Locally Writ: Artist and poet Karen Mobley releases her first collection of poetry, ‘Trial by Ordeal’
Local artist and poet Karen Mobley never goes anywhere without a composition notebook, often writing down thoughts and feelings in poetic fragments or longer narrative essays that later become poems.
She started writing seriously in the mid-1990s after falling in with a group of writer friends and going to literary festivals, open mics and poetry slams. Her current work, she explained, is much more introspective than performative, however.
As the name suggests, “Trial by Ordeal” began taking shape during a period of great personal loss and reckoning. The collection explores faith, family and love with vivid visual references. Themes of grief, loss and personal development are woven throughout.

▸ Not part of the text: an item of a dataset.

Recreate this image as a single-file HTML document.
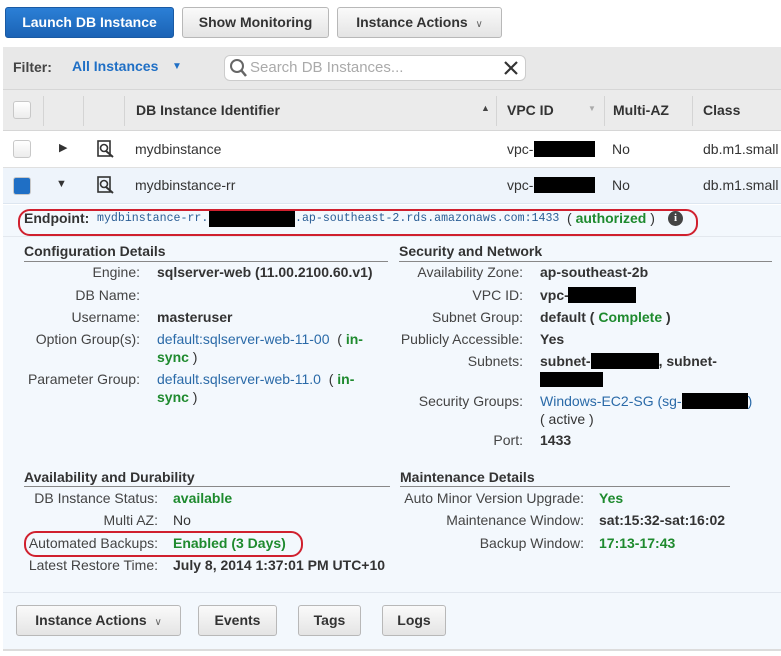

“I did a lot of free writing and journaling and thinking about things as they were happening,” Mobley said, explaining how she had lost her mother, father and brother all while experiencing several other physical injuries in a short space of time. “A lot of it was frankly a little too raw to actually be in a public format.”
Years of revision and editing passed before she started searching for a publisher, a task she found perhaps even more challenging than the actual writing. The book was finished, but the ordeal wasn’t over.
“I don’t want to sound super discouraging,” Mobley said, referencing the years she spent researching poetry contests, independent publishers and university presses. “I literally did 10 at a time, then I’d get rejections. Then I’d do 10 more.”
Getting a book published is difficult in the best of times, she explained, a book of poetry, even more so. Getting a book of poetry published and onto store shelves during a pandemic with limited to no foot traffic in bookstores is, therefore, nearly impossible.
Finally, she found Wipf and Stock Publishers, and it was all worth the wait.
Mobley sees herself primarily as a visual artist, but her poetry and painting take inspiration from each other.
“Visual information is very important,” she said. “Both to my art and to my writing.”
While her art can sometimes be more illustrative, she finds that her ideas tend to “bounce off” certain specific visual experiences before moving into abstraction.
Mobley’s art, written and otherwise, frequently highlights a fascination with nature, biology and geography that she inherited from her father, a game warden, and her mother, “a fanatical birdwatcher.”
“A lot of what I write about are the kinds of things you’d see walking a ditch line,” she said, explaining the kind of streams that form in irrigation ditches you might find covered with tall grass or wildflowers and populated with bugs, amphibians and birds because plows will skip over them. “It’s a wonderful place to see small but important creatures in the ecosystem.”
“Heron,” a poem she wrote for the collection reads: “Sky reflects blues / Blue heron’s feathers / Dad’s blue eyes / fading to gray / to white with sadness. / Nests are high in the trees – / the trees with high dry branches. / The nests will fall when the tree does die. / She will lose her nest. Babies will cry. / He stands in the water up to his knee with just one leg.”
To aspiring writers, Mobley offered the following advice:
“I tell all creatives – writers, artists, actors, inventors, gardeners – to keep working, practice your craft and keep making friends. Just like in any field, as you practice, you get better. Everyone needs a friend – find a writing group or a community of support. I don’t think that there is a ‘best’ way other than a path of persistence.”